Yesterday’s town

Manises seems down on its luck. This town, eight kilometres from Valencia, was once a centre of gravity in Spain’s ceramics manufacture.

The old station at Manises, decorated with tiles.

I went there today, and found a town proud to celebrate its history, with a super-helpful Tourist Office. I found a town which like our former home of Laroque, has lost its reason for being. Textiles in Laroque, ceramics in Manises are almost all gone, victims of changing fashions and cheap imports from Asia.

Manises has over seven hundred years of pottery production to boast about. It was an early adopter of an Arabic technique, lustreware, and the wealth of the nearby port city of Valencia ensured a ready stream of buyers. They perfected cobalt blue pottery too, and cornered the market in supplying floor tiles to the elite.

pottery from the 15th century, in  the Ceramics Museum.

They made functional everyday ware too, so weathered all kinds of economic and political ups and downs through the centuries.

By 1932, there were 112 factories in town. Now, no mass production any longer exists. There are small specialist producers. And that’s it.

A plaque illustrating the town in the early 20th century. 

But it’s fun to walk round town, or visit the park. Ceramic plaques tell the town’s story in various ways.
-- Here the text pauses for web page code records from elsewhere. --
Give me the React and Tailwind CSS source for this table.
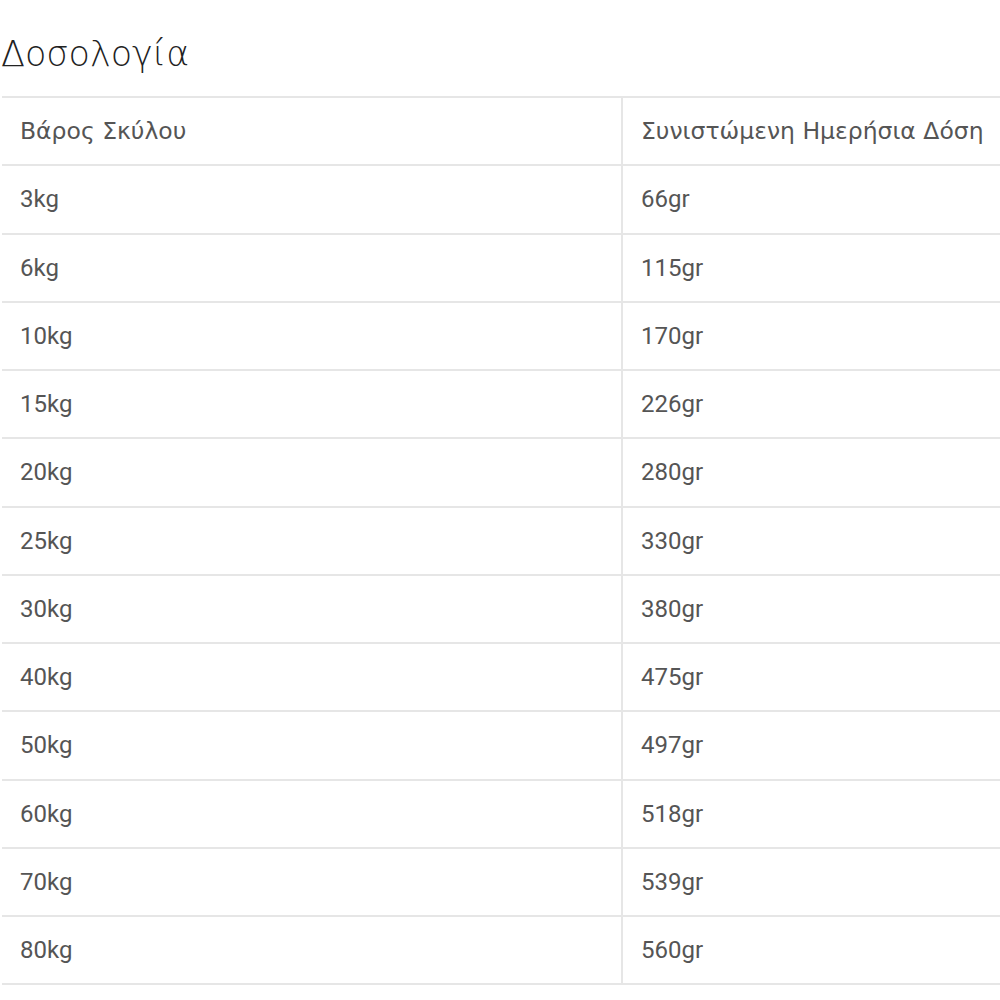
import React from "react";

const rows = [
  ["3kg", "66gr"],
  ["6kg", "115gr"],
  ["10kg", "170gr"],
  ["15kg", "226gr"],
  ["20kg", "280gr"],
  ["25kg", "330gr"],
  ["30kg", "380gr"],
  ["40kg", "475gr"],
  ["50kg", "497gr"],
  ["60kg", "518gr"],
  ["70kg", "539gr"],
  ["80kg", "560gr"],
];

const greek = { fontFamily: "'DejaVu Sans', 'Noto Sans', sans-serif" };
const latin = { fontFamily: "Roboto, 'Noto Sans', sans-serif" };

export default function App() {
  return (
    <div className="w-[1000px] h-[1000px] bg-white overflow-hidden">
      <h2 style={greek} className="pl-[1px] pt-[32px] h-[96px] text-[35px] leading-[44px] text-[#222] font-extralight">Δοσολογία</h2>
      <div className="pl-[2px]">
        <table className="w-[1040px] border-collapse table-fixed">
          <colgroup>
            <col className="w-[620px]" />
            <col />
          </colgroup>
          <tbody>
            <tr className="h-[68.25px]">
              <td style={greek} className="border-y-2 border-[#e6e6e6] pl-[18px] text-[23.5px] text-[#555] align-middle">Βάρος Σκύλου</td>
              <td style={greek} className="border-2 border-[#e6e6e6] pl-[18px] text-[23.5px] text-[#555] align-middle whitespace-nowrap">Συνιστώμενη Ημερήσια Δόση</td>
            </tr>
            {rows.map(([a, b]) => (
              <tr key={a} className="h-[68.25px]">
                <td style={latin} className="border-y-2 border-[#e6e6e6] pl-[18px] text-[24px] text-[#555] align-middle">{a}</td>
                <td style={latin} className="border-2 border-[#e6e6e6] pl-[18px] text-[24px] text-[#555] align-middle">{b}</td>
              </tr>
            ))}
          </tbody>
        </table>
      </div>
    </div>
  );
}
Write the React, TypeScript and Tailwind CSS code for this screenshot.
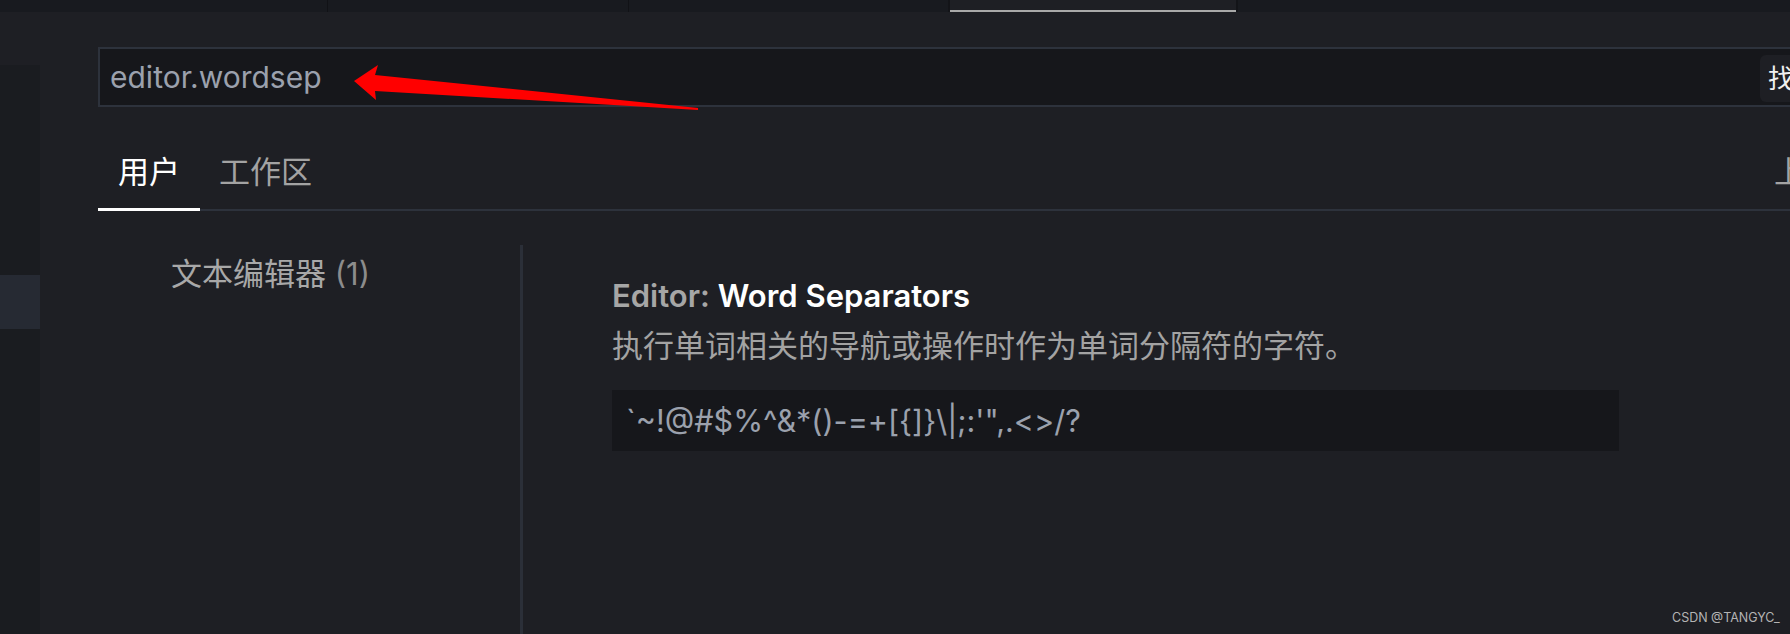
import React from "react";

const FONT = { fontFamily: "Inter, 'Noto Sans CJK SC', sans-serif" };

export default function App() {
  return (
    <div
      className="relative w-[1790px] h-[634px] overflow-hidden bg-[#1e1f24] flex flex-col"
      style={FONT}
    >
      {/* top tab strip */}
      <div className="h-[12px] shrink-0 flex bg-[#181a1f]">
        <div className="w-[327px]" />
        <div className="w-[1px] bg-[#111216]" />
        <div className="w-[300px]" />
        <div className="w-[1px] bg-[#111216]" />
        <div className="w-[319px]" />
        <div className="w-[290px] bg-[#1e1f24] border-x-2 border-[#131418] flex flex-col justify-end">
          <div className="h-[2px] bg-[#a9a9a9]" />
        </div>
        <div className="flex-1" />
      </div>

      <div className="flex flex-1 min-h-0">
        {/* left strip */}
        <div className="w-[40px] shrink-0 pt-[53px] flex flex-col">
          <div className="flex-1 bg-[#1a1c20] pt-[210px]">
            <div className="h-[54px] bg-[#262a33]" />
          </div>
        </div>

        {/* main */}
        <div className="flex-1 min-w-0 pt-[35px] pl-[58px] flex flex-col">
          {/* search input */}
          <div className="w-[1760px] h-[60px] shrink-0 border-2 border-[#2d323c] bg-[#16171b] flex items-center">
            <div className="w-[1660px] shrink-0 pl-[10px] text-[30px] leading-[36px] text-[#9ba1ad]">
              editor.wordsep
            </div>
            <div className="shrink-0 h-[47px] mt-[3px] rounded-[6px] bg-[#1e1f24] px-[8px] flex items-center text-[26px] text-[#f0f0f0] whitespace-nowrap">
              找到 1 个设置
            </div>
          </div>

          {/* tabs */}
          <div className="w-[1692px] shrink-0 mt-[47px] flex border-b-2 border-[#2d323c]">
            <div className="relative px-[20px] pb-[19px] text-[31px] leading-[36px] text-white">
              用户
              <span className="absolute left-0 right-0 -bottom-[2px] h-[3px] bg-white" />
            </div>
            <div className="px-[19px] pb-[19px] text-[31px] leading-[36px] text-[#a3a3a3]">
              工作区
            </div>
            <div className="flex-1" />
            <div className="w-[16px] overflow-hidden">
              <div className="text-[31px] leading-[36px] text-[#a3a3a3] whitespace-nowrap">
                上次同步
              </div>
            </div>
          </div>

          {/* body */}
          <div className="flex flex-1 min-h-0">
            <div className="w-[422px] shrink-0 pl-[73px] pt-[45px]">
              <div className="text-[31px] leading-[36px] text-[#a8a8a8] whitespace-nowrap">
                文本编辑器 <span className="text-[#8c8c8c]">(1)</span>
              </div>
            </div>
            <div className="w-[3px] shrink-0 mt-[34px] bg-[#2b2f38]" />
            <div className="flex-1 min-w-0 pl-[89px] pt-[67px]">
              <div className="text-[31px] leading-[36px] font-semibold whitespace-nowrap">
                <span className="text-[#a6a6a6]">Editor: </span>
                <span className="text-white">Word Separators</span>
              </div>
              <div className="mt-[14px] text-[31px] leading-[36px] text-[#a3a3a3] whitespace-nowrap">
                执行单词相关的导航或操作时作为单词分隔符的字符。
              </div>
              <div className="mt-[26px] w-[1007px] h-[61px] bg-[#16171b] flex items-center pl-[14px] text-[30.5px] text-[#9ba1ad] whitespace-nowrap">
                {"`~!@#$%^&*()-=+[{]}\\|;:'\",.<>/?"}
              </div>
            </div>
          </div>
        </div>
      </div>

      {/* red annotation arrow */}
      <svg
        className="absolute left-0 top-0 pointer-events-none"
        width="1790"
        height="634"
        viewBox="0 0 1790 634"
      >
        <polygon
          points="354,81 378,65 375,75 698,108 698,110 375,91 376,100"
          fill="#ff0000"
        />
      </svg>

      {/* watermark */}
      <div className="absolute left-[1672px] top-[610px] text-[12.5px] leading-[16px] text-[#b4b4b4] whitespace-nowrap">
        CSDN @TANGYC_
      </div>
    </div>
  );
}
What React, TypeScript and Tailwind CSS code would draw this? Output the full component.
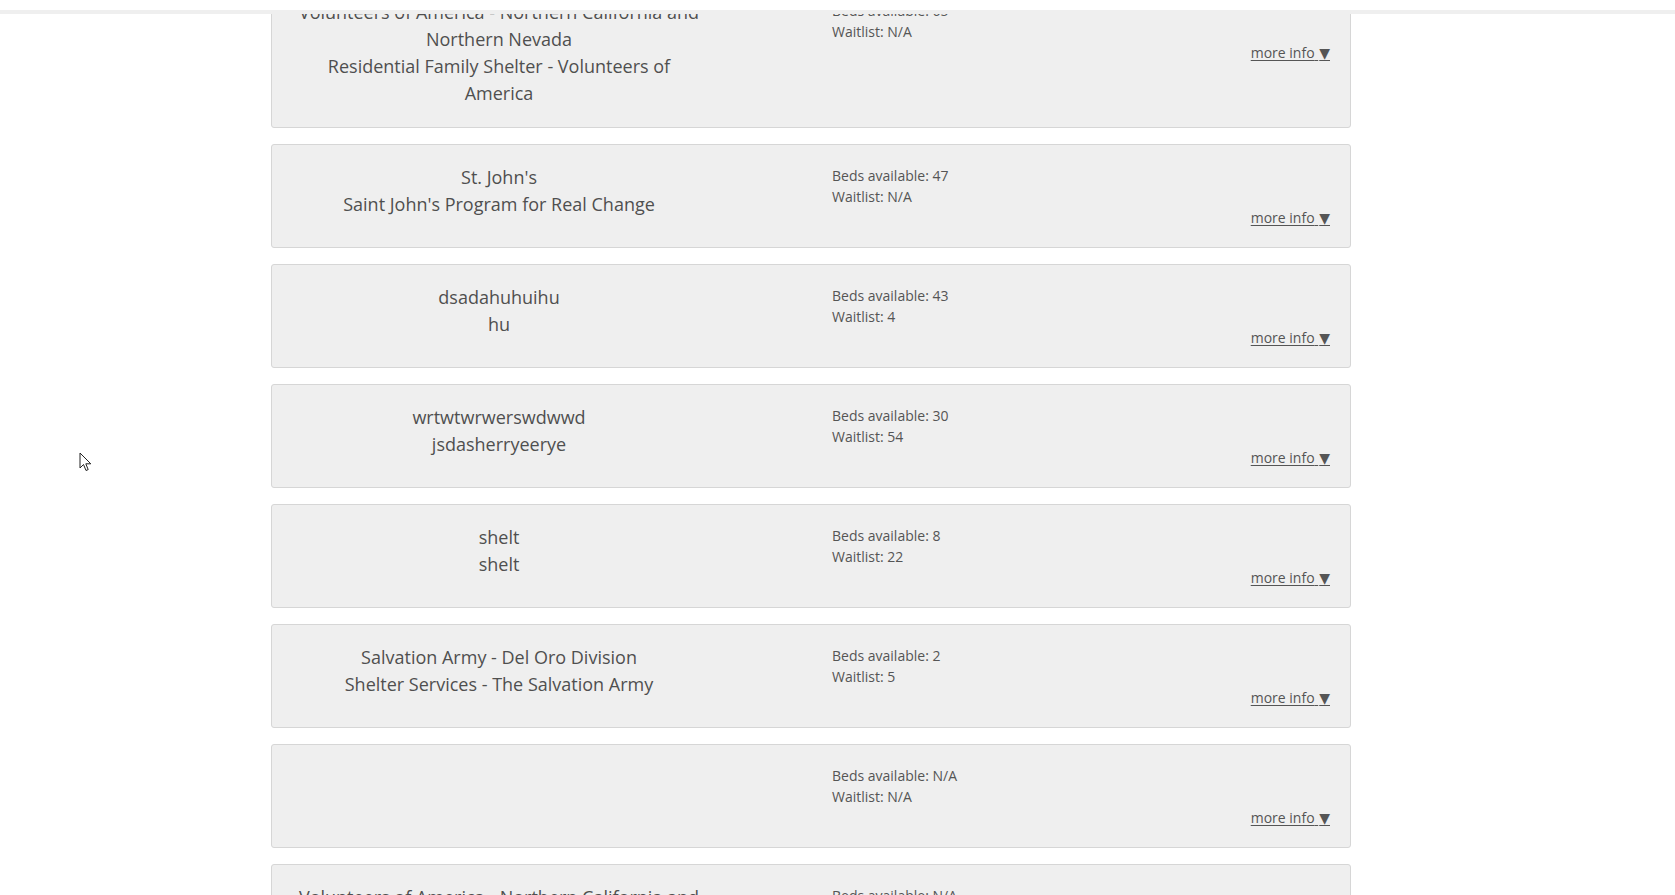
import React from "react";

type Shelter = {
  id: number;
  lines: string[];
  beds: string;
  waitlist: string;
};

const SHELTERS: Shelter[] = [
  {
    id: 1,
    lines: [
      "Volunteers of America - Northern California and Northern Nevada",
      "Residential Family Shelter - Volunteers of America",
    ],
    beds: "65",
    waitlist: "N/A",
  },
  { id: 2, lines: ["St. John's", "Saint John's Program for Real Change"], beds: "47", waitlist: "N/A" },
  { id: 3, lines: ["dsadahuhuihu", "hu"], beds: "43", waitlist: "4" },
  { id: 4, lines: ["wrtwtwrwerswdwwd", "jsdasherryeerye"], beds: "30", waitlist: "54" },
  { id: 5, lines: ["shelt", "shelt"], beds: "8", waitlist: "22" },
  {
    id: 6,
    lines: ["Salvation Army - Del Oro Division", "Shelter Services - The Salvation Army"],
    beds: "2",
    waitlist: "5",
  },
  { id: 7, lines: [], beds: "N/A", waitlist: "N/A" },
  {
    id: 8,
    lines: [
      "Volunteers of America - Northern California and Northern Nevada",
      "Residential Family Shelter - Volunteers of America",
    ],
    beds: "N/A",
    waitlist: "N/A",
  },
];

function ShelterCard({ shelter }: { shelter: Shelter }) {
  return (
    <div className="flex rounded-[3px] border border-[#d6d6d6] bg-[#efefef] pb-[20px] pt-[19px] pl-[23px] pr-[20px]">
      {/* nome do abrigo */}
      <div className="w-[408px] shrink-0 text-center text-[18px] leading-[27px] text-[#4f4f4f]">
        {shelter.lines.map((line, i) => (
          <div key={i}>{line}</div>
        ))}
      </div>

      {/* vagas + link */}
      <div className="ml-[129px] flex flex-1 flex-col pt-[1px] text-[14px] leading-[21px] text-[#555]">
        <div>Beds available: {shelter.beds}</div>
        <div>Waitlist: {shelter.waitlist}</div>
        <div className="flex h-[20px] justify-end">
          <a href="#" className="text-[#555] underline underline-offset-[2px]">
            more info{" "}
            <span className="ml-[1px] font-['DejaVu_Sans'] text-[14px] leading-none">▼</span>
          </a>
        </div>
      </div>
    </div>
  );
}

export default function App() {
  return (
    <div className="relative min-h-screen overflow-hidden bg-white font-['Open_Sans',sans-serif]">
      {/* barra fixa do topo */}
      <div className="fixed inset-x-0 top-0 z-10 h-[14px] border-b-4 border-[#efefef] bg-white" />

      <main className="ml-[271px] mt-[-21px] flex w-[1080px] flex-col gap-4">
        {SHELTERS.map((s) => (
          <ShelterCard key={s.id} shelter={s} />
        ))}
      </main>

      {/* cursor do mouse */}
      <svg
        className="absolute left-[79px] top-[452px]"
        width="14"
        height="21"
        viewBox="0 0 14 21"
      >
        <path
          d="M1 1 L1 16 L4.5 12.5 L7 18.5 L9.2 17.6 L6.8 11.8 L11.8 11.8 Z"
          fill="#fff"
          stroke="#222"
          strokeWidth="1"
          strokeLinejoin="round"
        />
      </svg>
    </div>
  );
}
There are some great buildings – this is the above-mentioned Tourist Office.

Better than this though is poking round the back streets and seeing the variety of ornamentation on totally ordinary workaday houses.

And just as good, going to a rather good restaurant housed in a former ceramics factory.

Not much seemed to be going on now. I expect everyone is at work at the airport up the road.

PS.  Here is a great blog post describing Manises so very well

Author: margaret21

I'm retired and live in North Yorkshire, where I walk , write, volunteer and travel as often as I can.

16 thoughts on “Yesterday’s town”

    1. It is sad. And it’s so often difficult for them to find a way forward, people leave to find work, and the whole place starts to become a shabby ghost. That hasn’t happened in Manises yet I think, but the signs are there.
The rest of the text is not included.